Work to complete
Every line below that holds the string "this" should be copied out.

Dataset content
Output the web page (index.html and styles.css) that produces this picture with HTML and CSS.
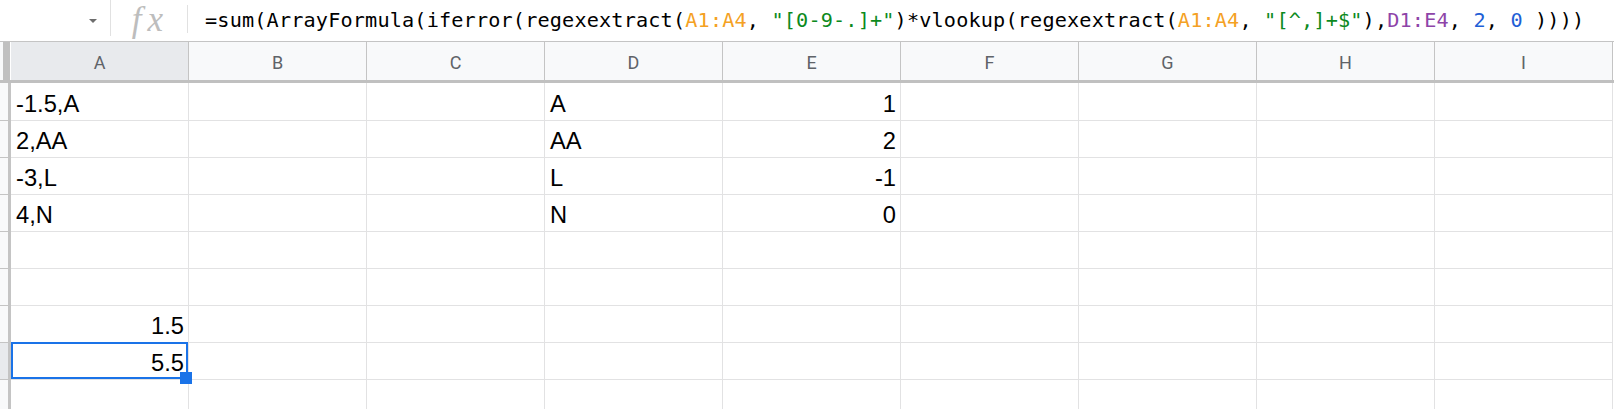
FILE: index.html
```html
<!DOCTYPE html>
<html lang="en">
<head>
    <meta charset="UTF-8">
    <title>Sheet</title>
    <link rel="stylesheet" href="styles.css">
</head>
<body>
    <div class="formula-bar">
        <div class="name-box"><span class="caret"></span></div>
        <div class="fx">fx</div>
        <div class="divider"></div>
        <div class="formula">=sum(ArrayFormula(iferror(regexextract(<b class="r1">A1:A4</b>, <b class="str">"[0-9-.]+"</b>)*vlookup(regexextract(<b class="r1">A1:A4</b>, <b class="str">"[^,]+$"</b>),<b class="r2">D1:E4</b>, <b class="num">2</b>, <b class="num">0</b> ))))</div>
    </div>

    <div class="sheet">
        <div class="row head">
            <div class="rh corner"></div>
            <div class="ch active">A</div>
            <div class="ch">B</div>
            <div class="ch">C</div>
            <div class="ch">D</div>
            <div class="ch">E</div>
            <div class="ch">F</div>
            <div class="ch">G</div>
            <div class="ch">H</div>
            <div class="ch">I</div>
        </div>
        <div class="row first">
            <div class="rh"></div>
            <div class="cell">-1.5,A</div>
            <div class="cell"></div><div class="cell"></div>
            <div class="cell">A</div>
            <div class="cell num">1</div>
            <div class="cell"></div><div class="cell"></div><div class="cell"></div><div class="cell"></div>
        </div>
        <div class="row">
            <div class="rh"></div>
            <div class="cell">2,AA</div>
            <div class="cell"></div><div class="cell"></div>
            <div class="cell">AA</div>
            <div class="cell num">2</div>
            <div class="cell"></div><div class="cell"></div><div class="cell"></div><div class="cell"></div>
        </div>
        <div class="row">
            <div class="rh"></div>
            <div class="cell">-3,L</div>
            <div class="cell"></div><div class="cell"></div>
            <div class="cell">L</div>
            <div class="cell num">-1</div>
            <div class="cell"></div><div class="cell"></div><div class="cell"></div><div class="cell"></div>
        </div>
        <div class="row">
            <div class="rh"></div>
            <div class="cell">4,N</div>
            <div class="cell"></div><div class="cell"></div>
            <div class="cell">N</div>
            <div class="cell num">0</div>
            <div class="cell"></div><div class="cell"></div><div class="cell"></div><div class="cell"></div>
        </div>
        <div class="row">
            <div class="rh"></div>
            <div class="cell"></div><div class="cell"></div><div class="cell"></div><div class="cell"></div><div class="cell"></div>
            <div class="cell"></div><div class="cell"></div><div class="cell"></div><div class="cell"></div>
        </div>
        <div class="row">
            <div class="rh"></div>
            <div class="cell"></div><div class="cell"></div><div class="cell"></div><div class="cell"></div><div class="cell"></div>
            <div class="cell"></div><div class="cell"></div><div class="cell"></div><div class="cell"></div>
        </div>
        <div class="row">
            <div class="rh"></div>
            <div class="cell num">1.5</div>
            <div class="cell"></div><div class="cell"></div><div class="cell"></div><div class="cell"></div>
            <div class="cell"></div><div class="cell"></div><div class="cell"></div><div class="cell"></div>
        </div>
        <div class="row">
            <div class="rh active"></div>
            <div class="cell num selected">5.5<div class="sel-box"><div class="handle"></div></div></div>
            <div class="cell"></div><div class="cell"></div><div class="cell"></div><div class="cell"></div>
            <div class="cell"></div><div class="cell"></div><div class="cell"></div><div class="cell"></div>
        </div>
        <div class="row">
            <div class="rh"></div>
            <div class="cell"></div><div class="cell"></div><div class="cell"></div><div class="cell"></div><div class="cell"></div>
            <div class="cell"></div><div class="cell"></div><div class="cell"></div><div class="cell"></div>
        </div>
    </div>
</body>
</html>
```

FILE: styles.css
```css
* {
    box-sizing: border-box;
}

body {
    margin: 0;
    width: 1614px;
    height: 409px;
    overflow: hidden;
    background: #fff;
    font-family: "Liberation Sans", Arial, sans-serif;
}

/* formula bar */
.formula-bar {
    display: flex;
    height: 42px;
    border-bottom: 1px solid #c4c4c4;
}

.name-box {
    width: 111px;
    height: 36px;
    border-right: 1px solid #e1e1e1;
    display: flex;
    justify-content: flex-end;
    padding: 19px 13px 0 0;
}

.caret {
    width: 0;
    height: 0;
    border-left: 4.5px solid transparent;
    border-right: 4.5px solid transparent;
    border-top: 4.5px solid #6d6d6d;
}

.fx {
    width: 76px;
    text-align: center;
    font-family: "Liberation Serif", serif;
    font-style: italic;
    font-size: 35px;
    line-height: 40px;
    letter-spacing: 6px;
    color: #bdbdbd;
    padding-left: 3px;
}

.divider {
    width: 1px;
    height: 28px;
    margin-top: 5px;
    background: #e1e1e1;
}

.formula {
    padding-left: 17px;
    font-family: "DejaVu Sans Mono", monospace;
    font-size: 20.2px;
    letter-spacing: 0.16px;
    line-height: 41px;
    color: #000;
    white-space: nowrap;
}

.formula b {
    font-weight: normal;
}

.r1 { color: #f4a124; }
.str { color: #0c8a1d; }
.r2 { color: #8e44a8; }
.num { color: #1f5fd6; }

/* grid */
.row {
    display: flex;
    height: 37px;
}

.row.first {
    height: 38px;
}

.row.head {
    height: 41px;
    border-bottom: 3px solid #c0c0c0;
}

.rh {
    width: 11px;
    flex: none;
    background: #f8f9fa;
    border-right: 3px solid #c4c4c4;
    border-bottom: 1px solid #c4c4c4;
}

.rh.active {
    background: #e8eaed;
}

.rh.corner {
    background: #c0c0c0;
    border-left: 3px solid #f8f9fa;
    border-right: 1px solid #fff;
    border-bottom: none;
}

.ch {
    width: 178px;
    flex: none;
    background: #f8f9fa;
    border-right: 1px solid #c4c4c4;
    display: flex;
    align-items: center;
    justify-content: center;
    font-family: Roboto, sans-serif;
    font-size: 18px;
    color: #5f6368;
    padding-top: 2px;
}

.ch.active {
    background: #e8eaed;
}

.cell {
    width: 178px;
    flex: none;
    position: relative;
    border-right: 1px solid #e2e2e3;
    border-bottom: 1px solid #e2e2e3;
    display: flex;
    align-items: flex-end;
    padding: 0 4px 3px 5px;
    font-size: 23.7px;
    line-height: 26px;
    color: #000;
    white-space: nowrap;
}

.cell.num {
    justify-content: flex-end;
    color: #000;
}

/* selected cell */
.sel-box {
    position: absolute;
    z-index: 2;
    top: -1px;
    left: 0;
    right: 0;
    bottom: 0;
    border: 2px solid #1a73e8;
}

.handle {
    position: absolute;
    right: -6px;
    bottom: -7px;
    width: 12px;
    height: 12px;
    background: #1a73e8;
}
```
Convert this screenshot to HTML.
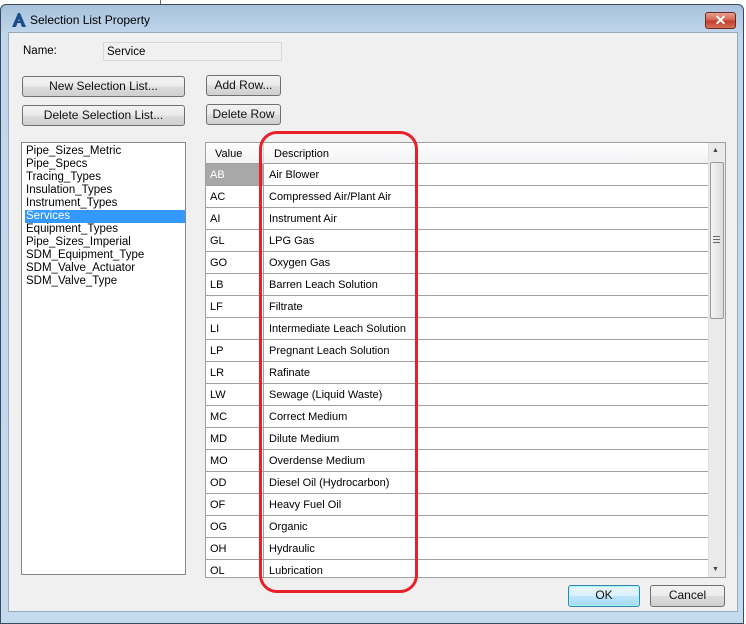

Task output
Output the web page (index.html and styles.css) that produces this picture with HTML and CSS.
Convert this screenshot to HTML.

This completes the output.